_Objective_:
Repeat the listing that follows, character for character, minus the pictures.

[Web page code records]
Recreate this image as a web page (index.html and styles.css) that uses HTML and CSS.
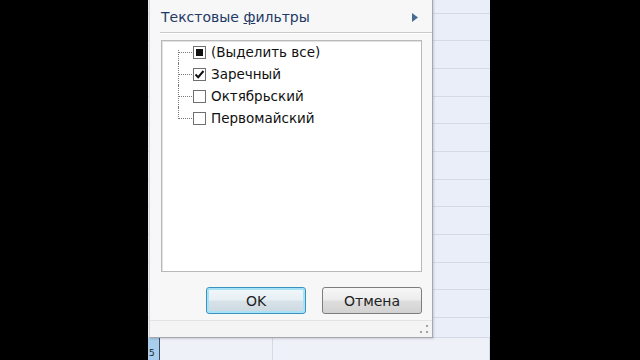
FILE: index.html
```html
<!DOCTYPE html>
<html lang="ru">
<head>
  <meta charset="UTF-8" />
  <title>Фильтр</title>
  <link rel="stylesheet" href="styles.css">
</head>
<body>
  <div class="stage">
    <div class="bar"></div>
    <div class="sheet">
      <div class="bottom-row">
        <div class="row-head">5</div>
        <div class="cell wide"></div>
        <div class="cell"></div>
      </div>

      <div class="panel">
        <div class="title-row">
          <span class="title">Текстовые <u>ф</u>ильтры</span>
          <svg class="arrow" width="6" height="9" viewBox="0 0 6 9"><path d="M0 0 L6 4.5 L0 9 Z" fill="#4a6a94"/></svg>
        </div>
        <div class="sep"></div>

        <div class="listbox">
          <div class="tree">
            <div class="item first">
              <span class="box part"><span class="fill"></span></span>
              <span>(Выделить все)</span>
            </div>
            <div class="item">
              <span class="box">
                <svg width="11" height="11" viewBox="0 0 11 11"><path d="M1.5 5.5 L4.2 8.2 L9.5 2" fill="none" stroke="#111" stroke-width="2"/></svg>
              </span>
              <span>Заречный</span>
            </div>
            <div class="item">
              <span class="box"></span>
              <span>Октябрьский</span>
            </div>
            <div class="item last">
              <span class="box"></span>
              <span>Первомайский</span>
            </div>
          </div>
        </div>

        <div class="buttons">
          <button class="btn focus">OK</button>
          <button class="btn">Отмена</button>
        </div>
        <div class="footer">
          <svg class="grip" width="9" height="9" viewBox="0 0 9 9">
            <rect x="6" y="0" width="2" height="2" fill="#a0a0a0"/>
            <rect x="6" y="6" width="2" height="2" fill="#a0a0a0"/>
            <rect x="0" y="6" width="2" height="2" fill="#a0a0a0"/>
          </svg>
        </div>
      </div>
    </div>
    <div class="bar"></div>
  </div>
</body>
</html>
```

FILE: styles.css
```css
body {
  margin: 0;
  background: #000;
  font-family: "DejaVu Sans", sans-serif;
  overflow: hidden;
}
.stage {
  display: flex;
  width: 640px;
  height: 360px;
}
.bar {
  width: 148px;
  background: #000;
}
.bar:last-child {
  width: 150px;
}
.sheet {
  position: relative;
  width: 342px;
  background-color: #eaeef8;
  background-image: repeating-linear-gradient(to bottom, transparent 0, transparent 12.7px, #d3d9e6 12.7px, #d3d9e6 13.7px, transparent 13.7px, transparent 27.67px);
  display: flex;
  flex-direction: column;
  justify-content: flex-end;
}
.bottom-row {
  display: flex;
  height: 22px;
  border-top: 1px solid #d3d9e6;
}
.row-head {
  width: 12px;
  background: #a9cdec;
  border-right: 1px solid #3c4a5c;
  color: #1d1d1d;
  font-size: 9px;
  line-height: 9px;
  padding-top: 11px;
  padding-left: 1px;
  box-sizing: border-box;
}
.cell {
  flex: 1;
  border-right: 1px solid #d3d9e6;
  background: #eef1f8;
}
.cell.wide {
  flex: 0 0 112px;
}

/* dropdown over the sheet */
.panel {
  position: absolute;
  left: 1px;
  top: -2px;
  width: 282px;
  height: 339px;
  background: #f7f7f7;
  border-right: 1px solid #a4a8ae;
  border-bottom: 1px solid #a4a8ae;
  border-left: 1px solid #d6d6d6;
  box-shadow: 1px 1px 2px rgba(0, 0, 0, 0.15);
  display: flex;
  flex-direction: column;
}
.title-row {
  display: flex;
  align-items: center;
  justify-content: space-between;
  height: 30px;
  padding: 4px 14px 0 11px;
}
.title {
  color: #1f3a66;
  font-size: 14px;
}
.sep {
  height: 1px;
  margin-left: 10px;
  background: #c9c9c9;
  border-bottom: 1px solid #fff;
}
.listbox {
  margin: 6px 10px 0 11px;
  height: 230px;
  background: #fff;
  border: 1px solid #b9b9b9;
  box-shadow: inset 1px 1px 0 #e2e2e2;
}
.tree {
  margin: 0 0 0 16px;
}
.item {
  display: flex;
  align-items: center;
  height: 22px;
  font-size: 13.5px;
  color: #111;
  padding-left: 15px;
  position: relative;
}
.item::before {
  content: "";
  position: absolute;
  left: 0;
  top: 11px;
  width: 14px;
  border-top: 1px dotted #7a7a7a;
}
.item::after {
  content: "";
  position: absolute;
  left: 0;
  top: 0;
  height: 22px;
  border-left: 1px dotted #7a7a7a;
}
.item.first::after {
  top: 9px;
  height: 13px;
}
.item.last::after {
  height: 12px;
}
.box {
  width: 11px;
  height: 11px;
  border: 1px solid #6f6f6f;
  background: #fff;
  margin-right: 5px;
  display: flex;
  align-items: center;
  justify-content: center;
}
.box .fill {
  width: 7px;
  height: 7px;
  background: #111;
}
.buttons {
  display: flex;
  justify-content: flex-end;
  gap: 16px;
  margin: 15px 10px 0 0;
}
.btn {
  width: 100px;
  height: 27px;
  font-family: "DejaVu Sans", sans-serif;
  font-size: 14px;
  color: #222;
  border: 1px solid #7d7d7d;
  border-radius: 3px;
  background: linear-gradient(#f6f6f6 0%, #ececec 48%, #dedede 52%, #d2d2d2 100%);
  padding: 0;
}
.btn.focus {
  border-color: #3a93bd;
  box-shadow: inset 0 0 0 2px #a8e2f6;
  background: linear-gradient(#f2f8fb 0%, #e6eff3 48%, #d8e3e9 52%, #cbd8df 100%);
}
.footer {
  flex: 1;
  margin-top: 6px;
  border-top: 1px solid #e4e4e4;
  background: #f4f4f4;
  position: relative;
}
.grip {
  position: absolute;
  right: 3px;
  bottom: 3px;
}
```
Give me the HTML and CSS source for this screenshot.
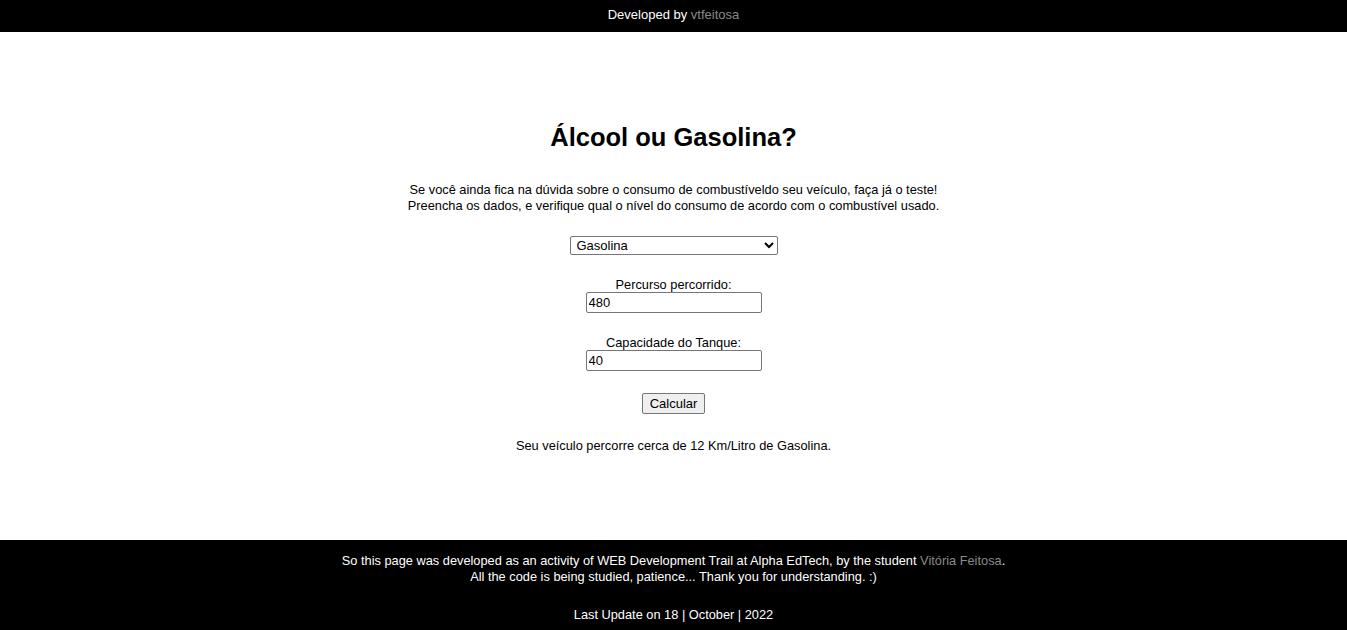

_Solved problem_:
Recreate this image as a web page (index.html and styles.css) that uses HTML and CSS.
FILE: index.html
```html
<!DOCTYPE html>
<html lang="ru">
<head>
  <meta charset="UTF-8" />
  <title>Фильтр</title>
  <link rel="stylesheet" href="styles.css">
</head>
<body>
  <div class="stage">
    <div class="bar"></div>
    <div class="sheet">
      <div class="bottom-row">
        <div class="row-head">5</div>
        <div class="cell wide"></div>
        <div class="cell"></div>
      </div>

      <div class="panel">
        <div class="title-row">
          <span class="title">Текстовые <u>ф</u>ильтры</span>
          <svg class="arrow" width="6" height="9" viewBox="0 0 6 9"><path d="M0 0 L6 4.5 L0 9 Z" fill="#4a6a94"/></svg>
        </div>
        <div class="sep"></div>

        <div class="listbox">
          <div class="tree">
            <div class="item first">
              <span class="box part"><span class="fill"></span></span>
              <span>(Выделить все)</span>
            </div>
            <div class="item">
              <span class="box">
                <svg width="11" height="11" viewBox="0 0 11 11"><path d="M1.5 5.5 L4.2 8.2 L9.5 2" fill="none" stroke="#111" stroke-width="2"/></svg>
              </span>
              <span>Заречный</span>
            </div>
            <div class="item">
              <span class="box"></span>
              <span>Октябрьский</span>
            </div>
            <div class="item last">
              <span class="box"></span>
              <span>Первомайский</span>
            </div>
          </div>
        </div>

        <div class="buttons">
          <button class="btn focus">OK</button>
          <button class="btn">Отмена</button>
        </div>
        <div class="footer">
          <svg class="grip" width="9" height="9" viewBox="0 0 9 9">
            <rect x="6" y="0" width="2" height="2" fill="#a0a0a0"/>
            <rect x="6" y="6" width="2" height="2" fill="#a0a0a0"/>
            <rect x="0" y="6" width="2" height="2" fill="#a0a0a0"/>
          </svg>
        </div>
      </div>
    </div>
    <div class="bar"></div>
  </div>
</body>
</html>
```

FILE: styles.css
```css
body {
  margin: 0;
  background: #000;
  font-family: "DejaVu Sans", sans-serif;
  overflow: hidden;
}
.stage {
  display: flex;
  width: 640px;
  height: 360px;
}
.bar {
  width: 148px;
  background: #000;
}
.bar:last-child {
  width: 150px;
}
.sheet {
  position: relative;
  width: 342px;
  background-color: #eaeef8;
  background-image: repeating-linear-gradient(to bottom, transparent 0, transparent 12.7px, #d3d9e6 12.7px, #d3d9e6 13.7px, transparent 13.7px, transparent 27.67px);
  display: flex;
  flex-direction: column;
  justify-content: flex-end;
}
.bottom-row {
  display: flex;
  height: 22px;
  border-top: 1px solid #d3d9e6;
}
.row-head {
  width: 12px;
  background: #a9cdec;
  border-right: 1px solid #3c4a5c;
  color: #1d1d1d;
  font-size: 9px;
  line-height: 9px;
  padding-top: 11px;
  padding-left: 1px;
  box-sizing: border-box;
}
.cell {
  flex: 1;
  border-right: 1px solid #d3d9e6;
  background: #eef1f8;
}
.cell.wide {
  flex: 0 0 112px;
}

/* dropdown over the sheet */
.panel {
  position: absolute;
  left: 1px;
  top: -2px;
  width: 282px;
  height: 339px;
  background: #f7f7f7;
  border-right: 1px solid #a4a8ae;
  border-bottom: 1px solid #a4a8ae;
  border-left: 1px solid #d6d6d6;
  box-shadow: 1px 1px 2px rgba(0, 0, 0, 0.15);
  display: flex;
  flex-direction: column;
}
.title-row {
  display: flex;
  align-items: center;
  justify-content: space-between;
  height: 30px;
  padding: 4px 14px 0 11px;
}
.title {
  color: #1f3a66;
  font-size: 14px;
}
.sep {
  height: 1px;
  margin-left: 10px;
  background: #c9c9c9;
  border-bottom: 1px solid #fff;
}
.listbox {
  margin: 6px 10px 0 11px;
  height: 230px;
  background: #fff;
  border: 1px solid #b9b9b9;
  box-shadow: inset 1px 1px 0 #e2e2e2;
}
.tree {
  margin: 0 0 0 16px;
}
.item {
  display: flex;
  align-items: center;
  height: 22px;
  font-size: 13.5px;
  color: #111;
  padding-left: 15px;
  position: relative;
}
.item::before {
  content: "";
  position: absolute;
  left: 0;
  top: 11px;
  width: 14px;
  border-top: 1px dotted #7a7a7a;
}
.item::after {
  content: "";
  position: absolute;
  left: 0;
  top: 0;
  height: 22px;
  border-left: 1px dotted #7a7a7a;
}
.item.first::after {
  top: 9px;
  height: 13px;
}
.item.last::after {
  height: 12px;
}
.box {
  width: 11px;
  height: 11px;
  border: 1px solid #6f6f6f;
  background: #fff;
  margin-right: 5px;
  display: flex;
  align-items: center;
  justify-content: center;
}
.box .fill {
  width: 7px;
  height: 7px;
  background: #111;
}
.buttons {
  display: flex;
  justify-content: flex-end;
  gap: 16px;
  margin: 15px 10px 0 0;
}
.btn {
  width: 100px;
  height: 27px;
  font-family: "DejaVu Sans", sans-serif;
  font-size: 14px;
  color: #222;
  border: 1px solid #7d7d7d;
  border-radius: 3px;
  background: linear-gradient(#f6f6f6 0%, #ececec 48%, #dedede 52%, #d2d2d2 100%);
  padding: 0;
}
.btn.focus {
  border-color: #3a93bd;
  box-shadow: inset 0 0 0 2px #a8e2f6;
  background: linear-gradient(#f2f8fb 0%, #e6eff3 48%, #d8e3e9 52%, #cbd8df 100%);
}
.footer {
  flex: 1;
  margin-top: 6px;
  border-top: 1px solid #e4e4e4;
  background: #f4f4f4;
  position: relative;
}
.grip {
  position: absolute;
  right: 3px;
  bottom: 3px;
}
```
Give me the HTML and CSS source for this screenshot.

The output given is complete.